[Entries]
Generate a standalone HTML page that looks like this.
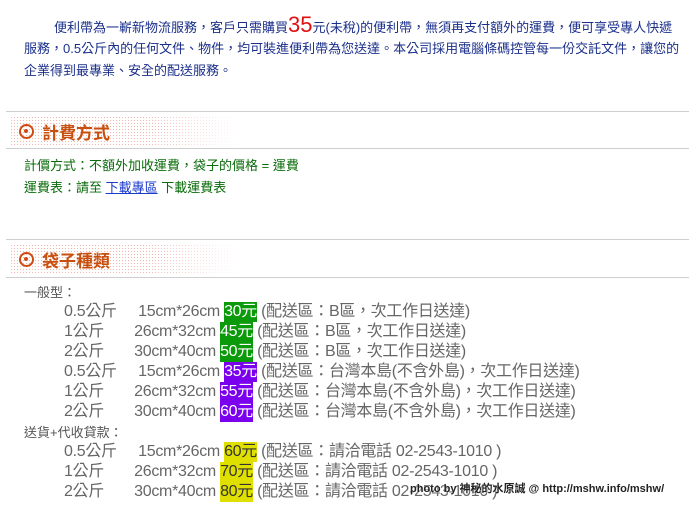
<!DOCTYPE html>
<html><head><meta charset="utf-8"><style>
*{margin:0;padding:0;box-sizing:border-box}
body{width:689px;height:506px;background:#fff;position:relative;overflow:hidden;font-family:"Liberation Sans","Noto Sans CJK TC",sans-serif}
.a{position:absolute;white-space:nowrap}
.p{color:#1b2f8a;font-size:13px;left:24px}
.hl{position:absolute;left:6px;right:0;height:1px;background:#cfcfcf}
.band{position:absolute;left:10px;width:230px;height:29px;background-image:radial-gradient(circle,#f2b8b0 0.6px,transparent 0.8px);background-size:3px 3px;-webkit-mask-image:linear-gradient(90deg,#000 60%,transparent);mask-image:linear-gradient(90deg,#000 60%,transparent)}
.ic{position:absolute;left:19px;width:15px;height:15px;border:2.5px solid #d04a10;border-radius:50%}
.ic:after{content:"";position:absolute;left:3px;top:3px;width:4px;height:4px;border-radius:50%;background:#d04a10}
.h{position:absolute;left:42px;font-size:17px;font-weight:bold;color:#c8500f}
.g{color:#0b6b0b;font-size:13px;left:24px}
.s{color:#555;font-size:13px;left:24px}
.r{color:#666;font-size:16px;left:64px;letter-spacing:-0.3px;line-height:20px}
.r span{display:inline-block;line-height:20px}
.w{width:70px}
.w2{width:66px}
.gb{background:#0a9a0a;color:#fff}
.pb{background:#7a00ee;color:#fff}
.yb{background:#e0e000;color:#333}
</style></head><body>
<div class="a p" style="top:17px;left:54px">便利帶為一嶄新物流服務，客戶只需購買<span style="color:#e01010;font-size:22px;line-height:13px">35</span>元(未稅)的便利帶，無須再支付額外的運費，便可享受專人快遞</div>
<div class="a p" style="top:38px">服務，0.5公斤內的任何文件、物件，均可裝進便利帶為您送達。本公司採用電腦條碼控管每一份交託文件，讓您的</div>
<div class="a p" style="top:60px">企業得到最專業、安全的配送服務。</div>

<div class="hl" style="top:111px"></div>
<div class="band" style="top:116px"></div>
<div class="ic" style="top:124px"></div>
<div class="h" style="top:119px">計費方式</div>
<div class="hl" style="top:148px"></div>
<div class="a g" style="top:155px">計價方式：不額外加收運費，袋子的價格 = 運費</div>
<div class="a g" style="top:177px">運費表：請至 <a style="color:#1a3acc;text-decoration:underline">下載專區</a> 下載運費表</div>

<div class="hl" style="top:239px"></div>
<div class="band" style="top:244px"></div>
<div class="ic" style="top:252px"></div>
<div class="h" style="top:247px">袋子種類</div>
<div class="hl" style="top:277px"></div>

<div class="a s" style="top:282px">一般型：</div>
<div class="a r" style="top:302px"><span class="w">0.5公斤</span> 15cm*26cm <span class="gb">30元</span> (配送區：B區，次工作日送達)</div>
<div class="a r" style="top:322px"><span class="w2">1公斤</span> 26cm*32cm <span class="gb">45元</span> (配送區：B區，次工作日送達)</div>
<div class="a r" style="top:342px"><span class="w2">2公斤</span> 30cm*40cm <span class="gb">50元</span> (配送區：B區，次工作日送達)</div>
<div class="a r" style="top:362px"><span class="w">0.5公斤</span> 15cm*26cm <span class="pb">35元</span> (配送區：台灣本島(不含外島)，次工作日送達)</div>
<div class="a r" style="top:382px"><span class="w2">1公斤</span> 26cm*32cm <span class="pb">55元</span> (配送區：台灣本島(不含外島)，次工作日送達)</div>
<div class="a r" style="top:402px"><span class="w2">2公斤</span> 30cm*40cm <span class="pb">60元</span> (配送區：台灣本島(不含外島)，次工作日送達)</div>
<div class="a s" style="top:422px">送貨+代收貸款：</div>
<div class="a r" style="top:442px"><span class="w">0.5公斤</span> 15cm*26cm <span class="yb">60元</span> (配送區：請洽電話 02-2543-1010 )</div>
<div class="a r" style="top:462px"><span class="w2">1公斤</span> 26cm*32cm <span class="yb">70元</span> (配送區：請洽電話 02-2543-1010 )</div>
<div class="a r" style="top:482px"><span class="w2">2公斤</span> 30cm*40cm <span class="yb">80元</span> (配送區：請洽電話 02-2543-1010 )</div>
<div class="a" style="top:480px;left:410px;font-size:11px;font-weight:bold;color:#222;text-shadow:0 0 2px #fff">photo by 神秘的水原誠 @ http://mshw.info/mshw/</div>
</body></html>
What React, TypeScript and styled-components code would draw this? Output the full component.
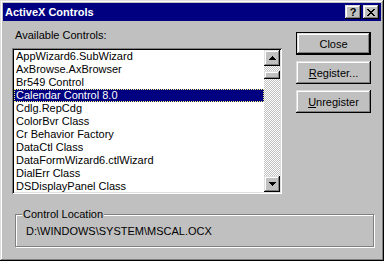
import React from 'react';
import styled, { createGlobalStyle } from 'styled-components';

const CONTROLS = [
  'AppWizard6.SubWizard',
  'AxBrowse.AxBrowser',
  'Br549 Control',
  'Calendar Control 8.0',
  'Cdlg.RepCdg',
  'ColorBvr Class',
  'Cr Behavior Factory',
  'DataCtl Class',
  'DataFormWizard6.ctlWizard',
  'DialErr Class',
  'DSDisplayPanel Class',
];

const SELECTED = 3;

const GlobalStyle = createGlobalStyle`
  html, body {
    margin: 0;
    padding: 0;
    background: #c0c0c0;
  }
  body {
    font-family: "Liberation Sans", Arial, sans-serif;
    font-size: 11px;
    color: #000;
  }
`;

const raised = `
  box-shadow: inset -1px -1px #000, inset 1px 1px #dfdfdf, inset -2px -2px #808080, inset 2px 2px #fff;
`;

const Window = styled.div`
  width: 384px;
  height: 261px;
  box-sizing: border-box;
  padding: 3px;
  background: #c0c0c0;
  display: flex;
  flex-direction: column;
  ${raised}
`;

const TitleBar = styled.div`
  height: 18px;
  background: #000080;
  display: flex;
  align-items: center;
  justify-content: space-between;
  padding: 0 2px 0 2px;
`;

const Title = styled.span`
  color: #fff;
  font-weight: bold;
  font-size: 11px;
  line-height: 13px;
`;

const CaptionButtons = styled.div`
  display: flex;
  gap: 2px;
`;

const CaptionButton = styled.div`
  width: 16px;
  height: 14px;
  box-sizing: border-box;
  background: #c0c0c0;
  display: flex;
  align-items: center;
  justify-content: center;
  font-weight: bold;
  font-size: 11px;
  line-height: 14px;
  ${raised}
`;

const Body = styled.div`
  flex: 1;
  padding: 8px 10px 10px 9px;
  display: flex;
  flex-direction: column;
`;

const TopRow = styled.div`
  display: flex;
  gap: 14px;
`;

const LeftColumn = styled.div`
  width: 270px;
  display: flex;
  flex-direction: column;
`;

const Label = styled.div`
  line-height: 13px;
  padding-left: 3px;
  margin-bottom: 6px;
`;

const ListBox = styled.div`
  height: 146px;
  box-sizing: border-box;
  padding: 2px;
  background: #fff;
  display: flex;
  box-shadow: inset 1px 1px #808080, inset -1px -1px #fff, inset 2px 2px #000, inset -2px -2px #dfdfdf;
`;

const List = styled.div`
  flex: 1;
  overflow: hidden;
`;

const Item = styled.div<{ selected?: boolean }>`
  height: 13px;
  line-height: 13px;
  padding-left: 2px;
  white-space: nowrap;
  background: ${p => (p.selected ? '#000080' : 'transparent')};
  color: ${p => (p.selected ? '#fff' : '#000')};
  outline: ${p => (p.selected ? '1px dotted #ffff80' : 'none')};
  outline-offset: -1px;
`;

const ScrollBar = styled.div`
  width: 16px;
  display: flex;
  flex-direction: column;
`;

const ScrollButton = styled.div`
  width: 16px;
  height: 16px;
  box-sizing: border-box;
  background: #c0c0c0;
  display: flex;
  align-items: center;
  justify-content: center;
  ${raised}
`;

const Track = styled.div`
  flex: 1;
  background: repeating-conic-gradient(#c0c0c0 0 25%, #fff 0 50%) 0 0 / 2px 2px;
`;

const Thumb = styled.div`
  margin-top: 5px;
  height: 8px;
  background: #c0c0c0;
  ${raised}
`;

const ButtonColumn = styled.div`
  margin-top: 3px;
  display: flex;
  flex-direction: column;
  gap: 6px;
`;

const Button = styled.div<{ isDefault?: boolean }>`
  width: 75px;
  height: 23px;
  box-sizing: border-box;
  display: flex;
  align-items: center;
  justify-content: center;
  background: #c0c0c0;
  border: ${p => (p.isDefault ? '1px solid #000' : 'none')};
  ${raised}
`;

const GroupBox = styled.div`
  position: relative;
  margin-top: 20px;
  margin-left: 3px;
  width: 359px;
  box-sizing: border-box;
  border: 1px solid #808080;
  box-shadow: inset 1px 1px #fff, 1px 1px #fff;
  padding: 10px 10px 8px 10px;
  line-height: 13px;
`;

const Legend = styled.span`
  position: absolute;
  top: -7px;
  left: 6px;
  padding: 0 1px;
  line-height: 13px;
  background: #c0c0c0;
`;

const Arrow = ({ up }: { up?: boolean }) => (
  <svg width="7" height="4" viewBox="0 0 7 4" shapeRendering="crispEdges">
    {[0, 1, 2, 3].map(i => {
      const row = up ? i : 3 - i;
      return <rect key={i} x={3 - row} y={i} width={row * 2 + 1} height={1} fill="#000" />;
    })}
  </svg>
);

const CloseGlyph = () => (
  <svg width="8" height="7" viewBox="0 0 8 7" shapeRendering="crispEdges">
    {[0, 1, 2, 3, 4, 5, 6].map(y => {
      const d = y <= 3 ? y : 6 - y;
      return (
        <g key={y}>
          <rect x={d} y={y} width={2} height={1} fill="#000" />
          <rect x={6 - d} y={y} width={2} height={1} fill="#000" />
        </g>
      );
    })}
  </svg>
);

const App: React.FC = () => (
  <>
    <GlobalStyle />
    <Window>
      <TitleBar>
        <Title>ActiveX Controls</Title>
        <CaptionButtons>
          <CaptionButton>?</CaptionButton>
          <CaptionButton>
            <CloseGlyph />
          </CaptionButton>
        </CaptionButtons>
      </TitleBar>
      <Body>
        <TopRow>
          <LeftColumn>
            <Label>Available Controls:</Label>
            <ListBox>
              <List>
                {CONTROLS.map((name, i) => (
                  <Item key={name} selected={i === SELECTED}>
                    {name}
                  </Item>
                ))}
              </List>
              <ScrollBar>
                <ScrollButton>
                  <Arrow up />
                </ScrollButton>
                <Track>
                  <Thumb />
                </Track>
                <ScrollButton>
                  <Arrow />
                </ScrollButton>
              </ScrollBar>
            </ListBox>
          </LeftColumn>
          <ButtonColumn>
            <Button isDefault>Close</Button>
            <Button>
              <span><u>R</u>egister...</span>
            </Button>
            <Button>
              <span><u>U</u>nregister</span>
            </Button>
          </ButtonColumn>
        </TopRow>
        <GroupBox>
          <Legend>Control Location</Legend>
          D:\WINDOWS\SYSTEM\MSCAL.OCX
        </GroupBox>
      </Body>
    </Window>
  </>
);

export default App;
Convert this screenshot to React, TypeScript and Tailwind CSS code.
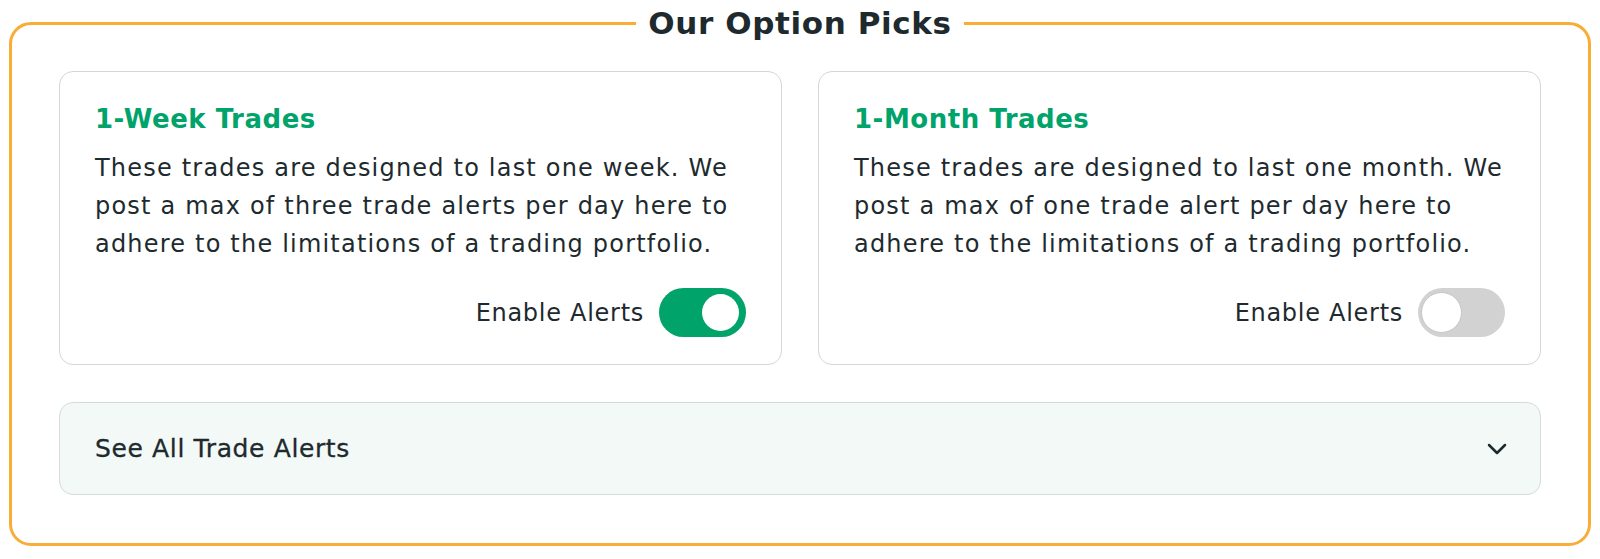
import React from "react";

function Toggle({ on }: { on: boolean }) {
  return on ? (
    <div className="w-[87px] h-[49px] rounded-full bg-[#00a36a] flex items-center justify-end px-[7px] shrink-0">
      <div className="w-[37px] h-[37px] rounded-full bg-white" />
    </div>
  ) : (
    <div className="w-[87px] h-[49px] rounded-full bg-[#d2d2d2] flex items-center justify-start px-[3px] shrink-0">
      <div className="w-[41px] h-[41px] rounded-full bg-white border-[1.5px] border-[#c4c4c4]" />
    </div>
  );
}

function Card({ title, text, on }: { title: string; text: string; on: boolean }) {
  return (
    <div className="flex-1 h-[294px] shrink-0 rounded-[14px] border border-[#d6d6d6] bg-white flex flex-col pl-[35px] pr-[35px] pt-[27px] pb-[27px]">
      <h3 className="text-[26px] leading-[40px] font-bold text-[#00a36a] tracking-[0.02em]">{title}</h3>
      <p className="mt-[10px] text-[24px] leading-[38px] text-[#1d2a2e] tracking-[0.05em]">{text}</p>
      <div className="mt-auto flex items-center justify-end gap-[15px]">
        <span className="text-[24px] text-[#1d2a2e] tracking-[0.03em]">Enable Alerts</span>
        <Toggle on={on} />
      </div>
    </div>
  );
}

export default function App() {
  return (
    <div className="w-[1600px] h-[559px] bg-white" style={{ fontFamily: "'DejaVu Sans', sans-serif" }}>
      <fieldset className="mx-[9px] border-[3px] border-[#f9ad36] rounded-[22px] px-[47px] pb-[48px]">
        <legend className="mx-auto px-[12px] text-[31px] leading-[46px] font-bold text-[#1e2a2e] tracking-[0.02em]">
          Our Option Picks
        </legend>
        <div className="pt-[25px] flex flex-col gap-[37px]">
          <div className="flex gap-[36px] shrink-0">
            <Card
              title="1-Week Trades"
              text="These trades are designed to last one week. We post a max of three trade alerts per day here to adhere to the limitations of a trading portfolio."
              on={true}
            />
            <Card
              title="1-Month Trades"
              text="These trades are designed to last one month. We post a max of one trade alert per day here to adhere to the limitations of a trading portfolio."
              on={false}
            />
          </div>
          <div className="h-[93px] shrink-0 rounded-[14px] border border-[#d4dbd9] bg-[#f3f9f7] flex items-center justify-between pl-[35px] pr-[33px]">
            <span className="text-[25px] text-[#1d2a2e] tracking-[0.025em] [-webkit-text-stroke:0.3px_#1d2a2e]">See All Trade Alerts</span>
            <svg width="20" height="12" viewBox="0 0 20 12" fill="none" stroke="#1d2a2e" strokeWidth="2.5" strokeLinecap="round" strokeLinejoin="round">
              <path d="M2 2 L10 10 L18 2" />
            </svg>
          </div>
        </div>
      </fieldset>
    </div>
  );
}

[Stated exercise]
Going through the data, tally the lines containing "this" and report only the result.

[Right answer]
3